You must adapt! Where should you focus?

I majored in public relations. Many of that discipline’s skills transfer to my current work coaching and consulting. For instance, the humble SWOT analysis: brainstorming an organization’s Strengths, Weaknesses, Opportunities and Threats.

In our age, often the external part of that analysis (Opportunities and Threats) has revealed what we are all up against: globalization, rapidly changing markets, industry disruptions, etc. Every one of my current clients is in an industry undergoing upheaval right now.

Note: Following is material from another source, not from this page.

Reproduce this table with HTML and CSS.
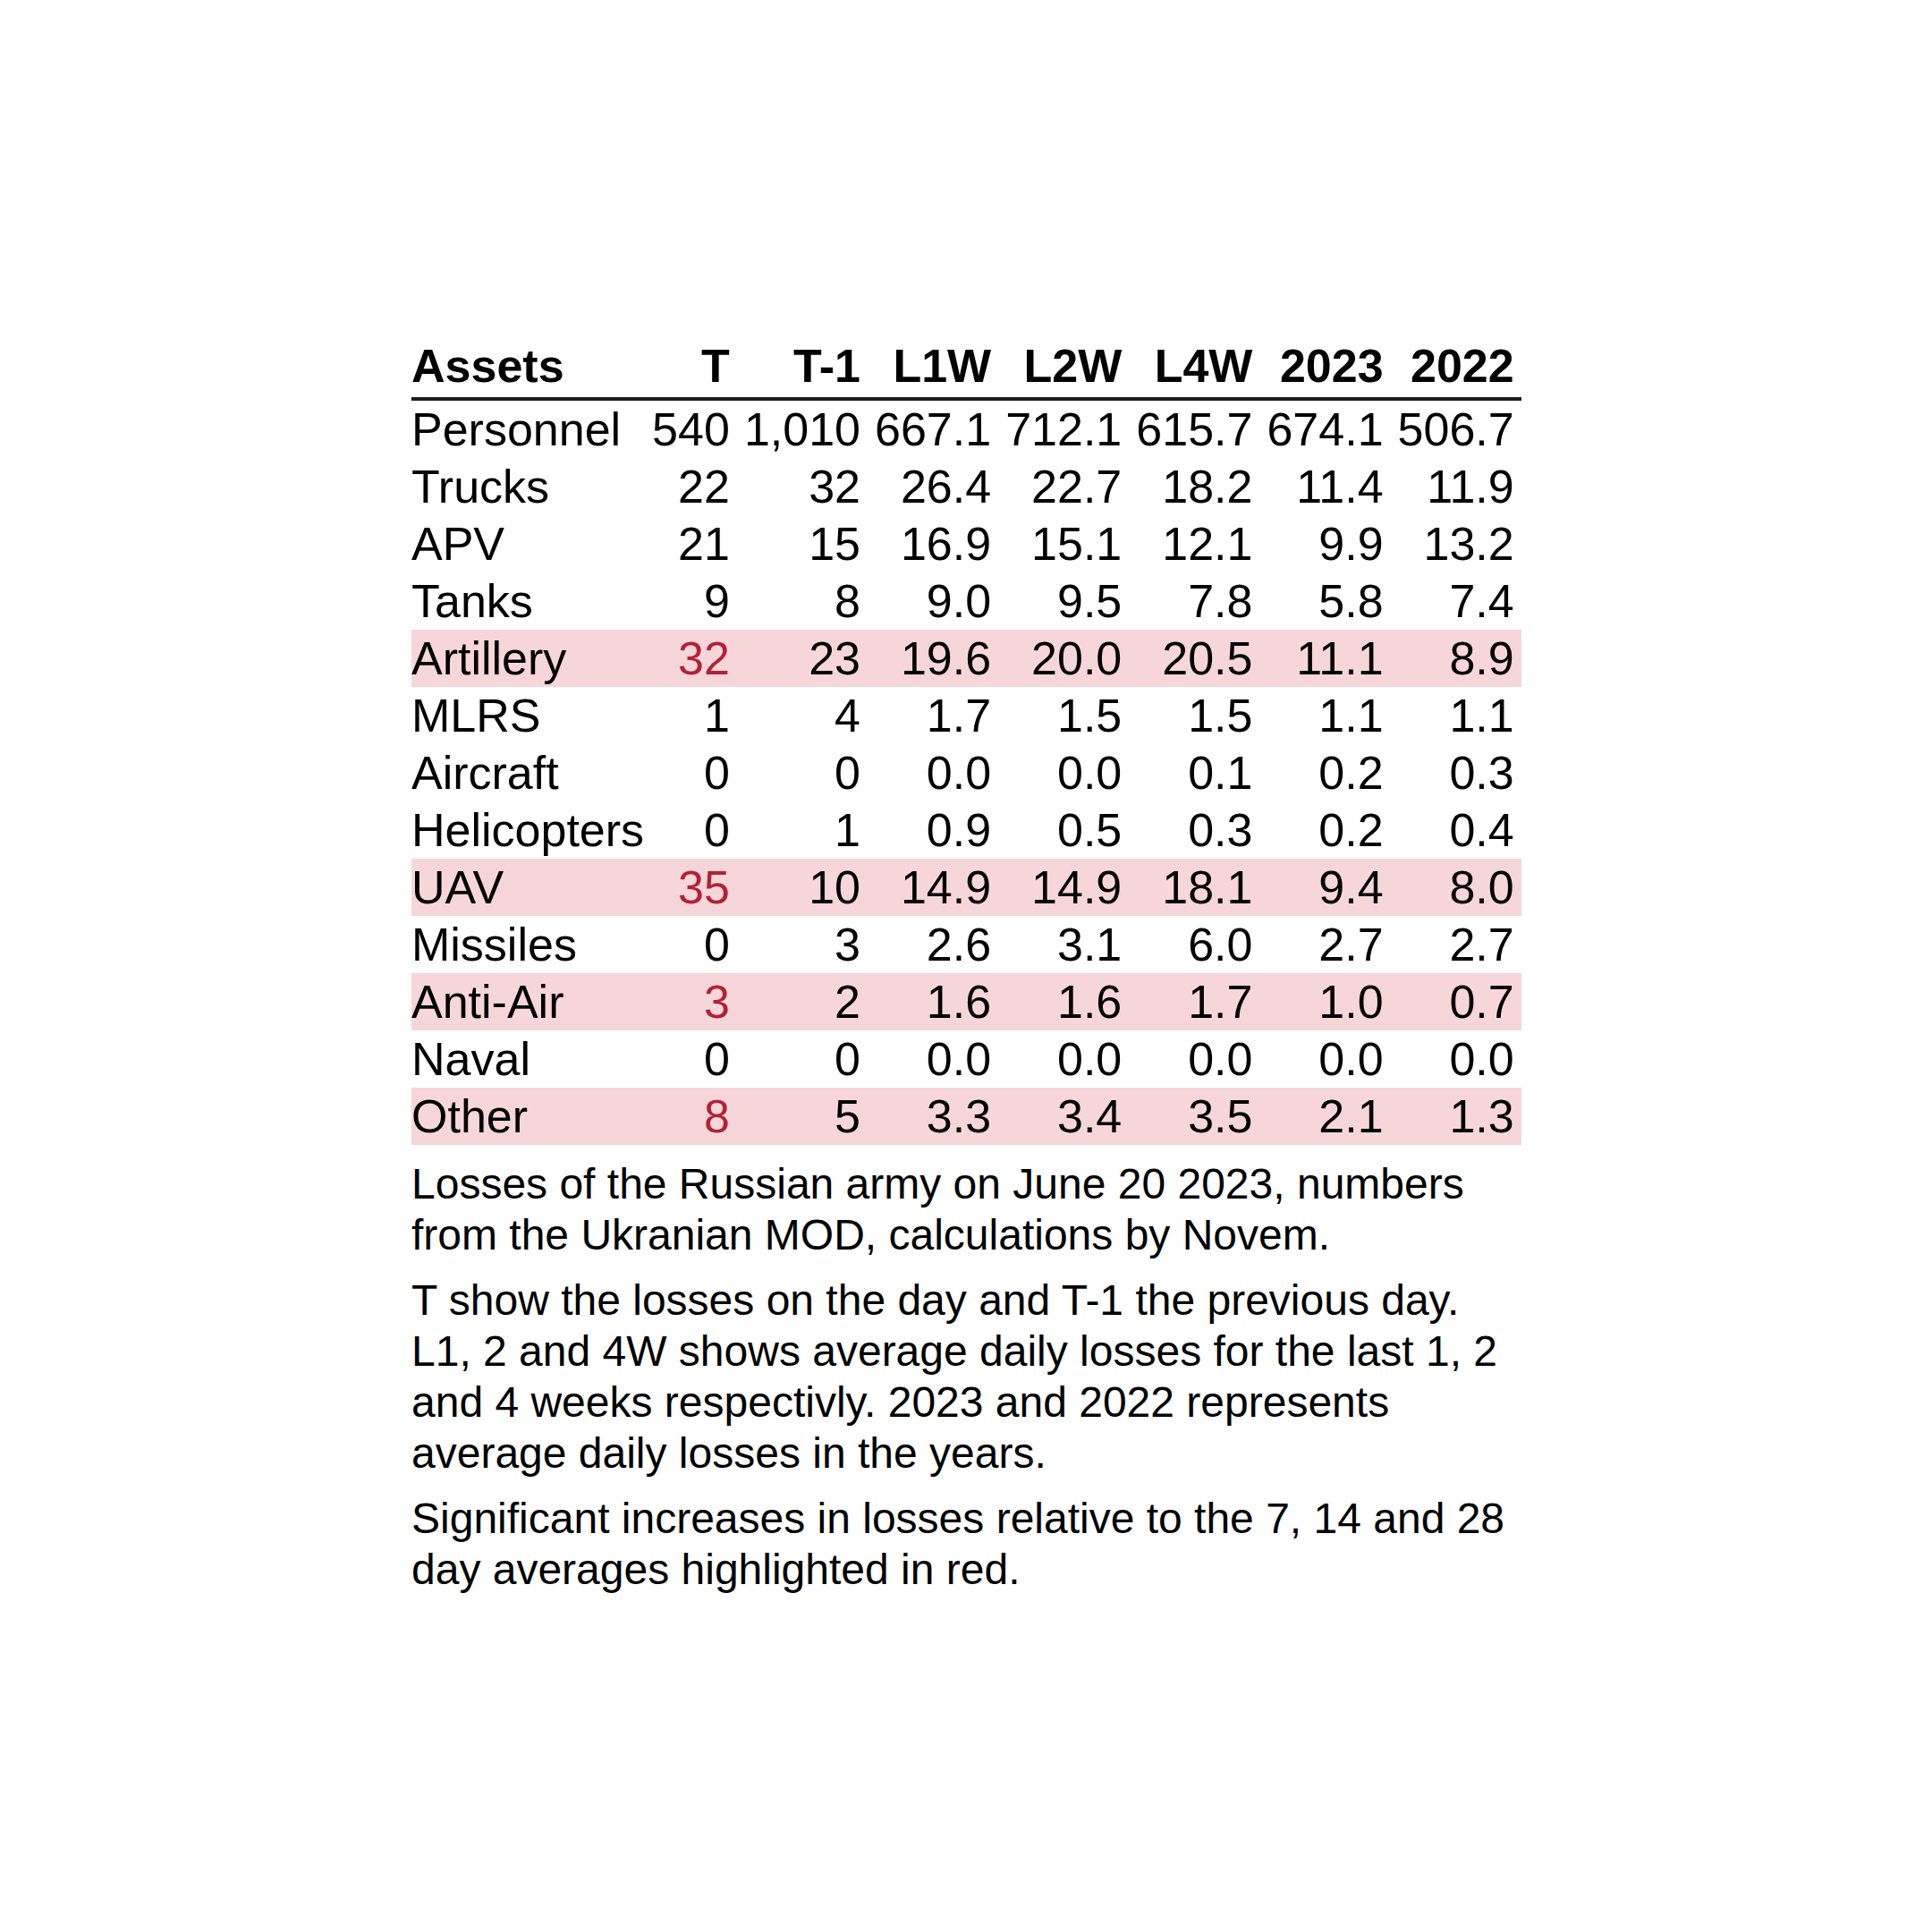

That includes a non-profit.

It is why so much consulting work focuses on helping companies become what Peter Senge calls “learning organizations” adept at “team learning.” As Eric Hoffer said, “In times of change learners inherit the earth; while the learned find themselves beautifully equipped to deal with a world that no longer exists.”

In times of change learners inherit the earth; while the learned find themselves beautifully equipped to deal with a world that no longer exists.

Eric Hoffer

So it has become more and more important to adapt–but where should you focus?

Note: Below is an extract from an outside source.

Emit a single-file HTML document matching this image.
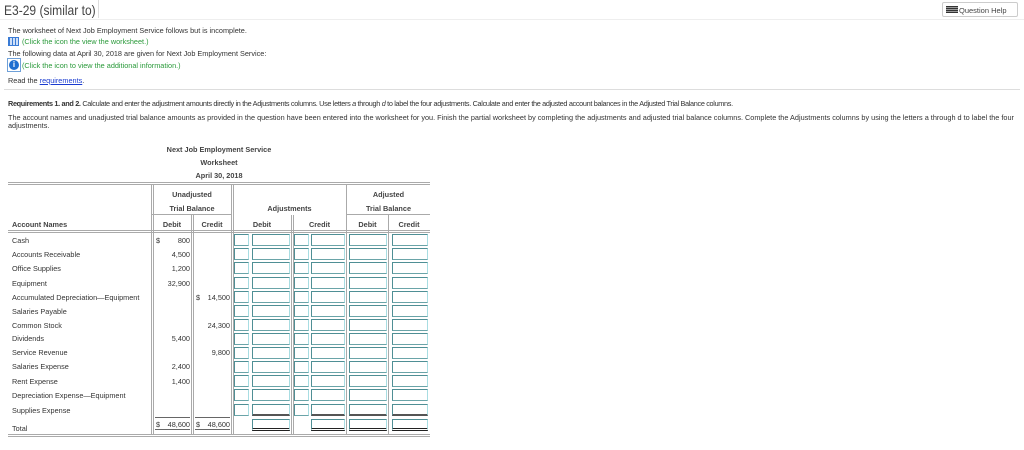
<!DOCTYPE html>
<html><head><meta charset="utf-8"><style>
*{margin:0;padding:0;box-sizing:border-box}
body{width:1024px;height:450px;background:#fff;font-family:"Liberation Sans",Arial,sans-serif;color:#333;position:relative;overflow:hidden;font-size:7.3px}
.a{position:absolute;white-space:nowrap}
.g{color:#2a9a3a}
.vl{position:absolute;width:1px;background:#aaa}
.hl{position:absolute;height:1px;background:#aaa}
.in{position:absolute;height:12px;border:1px solid #4f8f95;border-right-color:#a8dde2;border-bottom-color:#6aa4a8;background:#fff}
.r{text-align:right}
.c{text-align:center}
.b{font-weight:bold;color:#444}
</style></head><body>
<div class="a" style="left:4px;top:2px;font-size:14px;color:#444;transform:scaleX(0.86);transform-origin:0 0">E3-29 (similar to)</div>
<div class="vl" style="left:98px;top:0;height:18px;background:#ddd"></div>
<div class="hl" style="left:0;top:19px;width:1024px;background:#eee"></div>
<div class="a" style="left:942px;top:2px;width:76px;height:15px;border:1px solid #ccc;border-radius:2px;font-size:7.5px;padding:3px 0 0 16px;color:#444">Question Help</div>
<div class="a" style="left:946px;top:6px;width:12px;height:7px;background:repeating-linear-gradient(180deg,#333 0 1.5px,#fff 1.5px 2px)"></div>

<div class="a" style="left:8px;top:26px">The worksheet of Next Job Employment Service follows but is incomplete.</div>
<div class="a" style="left:8px;top:37px;width:11px;height:9px;border:1px solid #3a7bd5;background:repeating-linear-gradient(90deg,#3a7bd5 0 1px,#cfe0f8 1px 3px)"></div>
<div class="a g" style="left:22px;top:37px">(Click the icon the view the worksheet.)</div>
<div class="a" style="left:8px;top:49px">The following data at April 30, 2018 are given for Next Job Employment Service:</div>
<div class="a" style="left:7px;top:58px;width:14px;height:14px;border:1px solid #6ea0d8"></div>
<div class="a" style="left:9px;top:60px;width:10px;height:10px;border-radius:50%;background:#1f6fd0;color:#fff;font-weight:bold;font-size:8px;text-align:center;line-height:10px">i</div>
<div class="a g" style="left:22px;top:61px">(Click the icon to view the additional information.)</div>
<div class="a" style="left:8px;top:76px">Read the <span style="color:#1a3bd0;text-decoration:underline">requirements</span>.</div>
<div class="hl" style="left:4px;top:89px;width:1016px;background:#ddd"></div>
<div class="a" style="left:8px;top:99px;letter-spacing:-0.33px"><b>Requirements 1. and 2.</b> Calculate and enter the adjustment amounts directly in the Adjustments columns. Use letters <i>a</i> through <i>d</i> to label the four adjustments. Calculate and enter the adjusted account balances in the Adjusted Trial Balance columns.</div>
<div class="a" style="left:8px;top:113px">The account names and unadjusted trial balance amounts as provided in the question have been entered into the worksheet for you. Finish the partial worksheet by completing the adjustments and adjusted trial balance columns. Complete the Adjustments columns by using the letters a through d to label the four</div>
<div class="a" style="left:8px;top:121px">adjustments.</div>

<div class="a c b" style="left:8px;width:422px;top:145px">Next Job Employment Service</div>
<div class="a c b" style="left:8px;width:422px;top:158px">Worksheet</div>
<div class="a c b" style="left:8px;width:422px;top:171px">April 30, 2018</div>

<div class="hl" style="left:8px;top:182px;width:422px"></div>
<div class="hl" style="left:8px;top:184px;width:422px"></div>
<div class="hl" style="left:152px;top:214px;width:80px"></div>
<div class="hl" style="left:347px;top:214px;width:83px"></div>
<div class="hl" style="left:8px;top:230px;width:422px"></div>
<div class="hl" style="left:8px;top:232px;width:422px"></div>
<div class="hl" style="left:8px;top:434px;width:422px"></div>
<div class="hl" style="left:8px;top:436px;width:422px"></div>

<div class="vl" style="left:151px;top:185px;height:250px"></div>
<div class="vl" style="left:153px;top:185px;height:250px"></div>
<div class="vl" style="left:191px;top:215px;height:220px"></div>
<div class="vl" style="left:193px;top:215px;height:220px"></div>
<div class="vl" style="left:231px;top:185px;height:250px"></div>
<div class="vl" style="left:233px;top:185px;height:250px"></div>
<div class="vl" style="left:291px;top:215px;height:220px"></div>
<div class="vl" style="left:293px;top:215px;height:220px"></div>
<div class="vl" style="left:346px;top:185px;height:250px"></div>
<div class="vl" style="left:388px;top:215px;height:220px"></div>

<div class="a c b" style="left:152px;width:80px;top:190px">Unadjusted</div>
<div class="a c b" style="left:152px;width:80px;top:204px">Trial Balance</div>
<div class="a c b" style="left:232px;width:115px;top:204px">Adjustments</div>
<div class="a c b" style="left:347px;width:83px;top:190px">Adjusted</div>
<div class="a c b" style="left:347px;width:83px;top:204px">Trial Balance</div>
<div class="a b" style="left:12px;top:220px">Account Names</div>
<div class="a c b" style="left:152px;width:40px;top:220px">Debit</div>
<div class="a c b" style="left:192px;width:40px;top:220px">Credit</div>
<div class="a c b" style="left:232px;width:60px;top:220px">Debit</div>
<div class="a c b" style="left:292px;width:55px;top:220px">Credit</div>
<div class="a c b" style="left:347px;width:41px;top:220px">Debit</div>
<div class="a c b" style="left:388px;width:42px;top:220px">Credit</div>

<div class="a" style="left:12px;top:236px">Cash</div><div class="a" style="left:156px;top:236px">$</div><div class="a r" style="left:160px;width:30px;top:236px">800</div>
<div class="a" style="left:12px;top:250px">Accounts Receivable</div><div class="a r" style="left:160px;width:30px;top:250px">4,500</div>
<div class="a" style="left:12px;top:264px">Office Supplies</div><div class="a r" style="left:160px;width:30px;top:264px">1,200</div>
<div class="a" style="left:12px;top:279px">Equipment</div><div class="a r" style="left:160px;width:30px;top:279px">32,900</div>
<div class="a" style="left:12px;top:293px">Accumulated Depreciation—Equipment</div><div class="a" style="left:196px;top:293px">$</div><div class="a r" style="left:200px;width:30px;top:293px">14,500</div>
<div class="a" style="left:12px;top:307px">Salaries Payable</div>
<div class="a" style="left:12px;top:321px">Common Stock</div><div class="a r" style="left:200px;width:30px;top:321px">24,300</div>
<div class="a" style="left:12px;top:334px">Dividends</div><div class="a r" style="left:160px;width:30px;top:334px">5,400</div>
<div class="a" style="left:12px;top:348px">Service Revenue</div><div class="a r" style="left:200px;width:30px;top:348px">9,800</div>
<div class="a" style="left:12px;top:362px">Salaries Expense</div><div class="a r" style="left:160px;width:30px;top:362px">2,400</div>
<div class="a" style="left:12px;top:377px">Rent Expense</div><div class="a r" style="left:160px;width:30px;top:377px">1,400</div>
<div class="a" style="left:12px;top:391px">Depreciation Expense—Equipment</div>
<div class="a" style="left:12px;top:406px">Supplies Expense</div>
<div class="hl" style="left:155px;top:417px;width:35px;background:#666"></div>
<div class="hl" style="left:195px;top:417px;width:35px;background:#666"></div>
<div class="a" style="left:12px;top:424px">Total</div>
<div class="a" style="left:156px;top:420px">$</div><div class="a r" style="left:160px;width:30px;top:420px">48,600</div>
<div class="a" style="left:196px;top:420px">$</div><div class="a r" style="left:200px;width:30px;top:420px">48,600</div>
<div class="hl" style="left:155px;top:429px;width:35px;background:#666"></div>
<div class="hl" style="left:195px;top:429px;width:35px;background:#666"></div>

<div style="position:absolute;left:0;top:0">
<div class="in" style="left:234px;top:234px;width:15px"></div><div class="in" style="left:252px;top:234px;width:38px"></div><div class="in" style="left:294px;top:234px;width:15px"></div><div class="in" style="left:311px;top:234px;width:34px"></div><div class="in" style="left:349px;top:234px;width:38px"></div><div class="in" style="left:392px;top:234px;width:36px"></div>
<div class="in" style="left:234px;top:248px;width:15px"></div><div class="in" style="left:252px;top:248px;width:38px"></div><div class="in" style="left:294px;top:248px;width:15px"></div><div class="in" style="left:311px;top:248px;width:34px"></div><div class="in" style="left:349px;top:248px;width:38px"></div><div class="in" style="left:392px;top:248px;width:36px"></div>
<div class="in" style="left:234px;top:262px;width:15px"></div><div class="in" style="left:252px;top:262px;width:38px"></div><div class="in" style="left:294px;top:262px;width:15px"></div><div class="in" style="left:311px;top:262px;width:34px"></div><div class="in" style="left:349px;top:262px;width:38px"></div><div class="in" style="left:392px;top:262px;width:36px"></div>
<div class="in" style="left:234px;top:277px;width:15px"></div><div class="in" style="left:252px;top:277px;width:38px"></div><div class="in" style="left:294px;top:277px;width:15px"></div><div class="in" style="left:311px;top:277px;width:34px"></div><div class="in" style="left:349px;top:277px;width:38px"></div><div class="in" style="left:392px;top:277px;width:36px"></div>
<div class="in" style="left:234px;top:291px;width:15px"></div><div class="in" style="left:252px;top:291px;width:38px"></div><div class="in" style="left:294px;top:291px;width:15px"></div><div class="in" style="left:311px;top:291px;width:34px"></div><div class="in" style="left:349px;top:291px;width:38px"></div><div class="in" style="left:392px;top:291px;width:36px"></div>
<div class="in" style="left:234px;top:305px;width:15px"></div><div class="in" style="left:252px;top:305px;width:38px"></div><div class="in" style="left:294px;top:305px;width:15px"></div><div class="in" style="left:311px;top:305px;width:34px"></div><div class="in" style="left:349px;top:305px;width:38px"></div><div class="in" style="left:392px;top:305px;width:36px"></div>
<div class="in" style="left:234px;top:319px;width:15px"></div><div class="in" style="left:252px;top:319px;width:38px"></div><div class="in" style="left:294px;top:319px;width:15px"></div><div class="in" style="left:311px;top:319px;width:34px"></div><div class="in" style="left:349px;top:319px;width:38px"></div><div class="in" style="left:392px;top:319px;width:36px"></div>
<div class="in" style="left:234px;top:333px;width:15px"></div><div class="in" style="left:252px;top:333px;width:38px"></div><div class="in" style="left:294px;top:333px;width:15px"></div><div class="in" style="left:311px;top:333px;width:34px"></div><div class="in" style="left:349px;top:333px;width:38px"></div><div class="in" style="left:392px;top:333px;width:36px"></div>
<div class="in" style="left:234px;top:347px;width:15px"></div><div class="in" style="left:252px;top:347px;width:38px"></div><div class="in" style="left:294px;top:347px;width:15px"></div><div class="in" style="left:311px;top:347px;width:34px"></div><div class="in" style="left:349px;top:347px;width:38px"></div><div class="in" style="left:392px;top:347px;width:36px"></div>
<div class="in" style="left:234px;top:361px;width:15px"></div><div class="in" style="left:252px;top:361px;width:38px"></div><div class="in" style="left:294px;top:361px;width:15px"></div><div class="in" style="left:311px;top:361px;width:34px"></div><div class="in" style="left:349px;top:361px;width:38px"></div><div class="in" style="left:392px;top:361px;width:36px"></div>
<div class="in" style="left:234px;top:375px;width:15px"></div><div class="in" style="left:252px;top:375px;width:38px"></div><div class="in" style="left:294px;top:375px;width:15px"></div><div class="in" style="left:311px;top:375px;width:34px"></div><div class="in" style="left:349px;top:375px;width:38px"></div><div class="in" style="left:392px;top:375px;width:36px"></div>
<div class="in" style="left:234px;top:389px;width:15px"></div><div class="in" style="left:252px;top:389px;width:38px"></div><div class="in" style="left:294px;top:389px;width:15px"></div><div class="in" style="left:311px;top:389px;width:34px"></div><div class="in" style="left:349px;top:389px;width:38px"></div><div class="in" style="left:392px;top:389px;width:36px"></div>
<div class="in" style="left:234px;top:404px;width:15px"></div><div class="in" style="left:252px;top:404px;width:38px;border-bottom:2px solid #555"></div><div class="in" style="left:294px;top:404px;width:15px"></div><div class="in" style="left:311px;top:404px;width:34px;border-bottom:2px solid #555"></div><div class="in" style="left:349px;top:404px;width:38px;border-bottom:2px solid #555"></div><div class="in" style="left:392px;top:404px;width:36px;border-bottom:2px solid #555"></div>
<div class="in" style="left:252px;top:419px;width:38px;border-bottom:3px double #222"></div><div class="in" style="left:311px;top:419px;width:34px;border-bottom:3px double #222"></div><div class="in" style="left:349px;top:419px;width:38px;border-bottom:3px double #222"></div><div class="in" style="left:392px;top:419px;width:36px;border-bottom:3px double #222"></div>
</div>
</body></html>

An answer: It’s 39 pages including footnotes, but this white paper traces the history of “organizational learning agility,” i.e., the organization’s “ability to respond to adaptive challenge.” It also points the way forward.

The money quote:

“… organizations become stupendously deluded with a belief in technology, while the larger issue is usually one of mindset and leadership behavior.”

I can help, and have helped, teams implement systems and processes. But it is all for naught if you don’t address culture as well.

Is your team able to debate and reach consensus?

Can it study and analyze?

Are these habits or just one-off events to deal with the next crisis?

Some see classical education as stuffy. But the bundles of skills learned there help you stay agile–to “wrestle and grow.”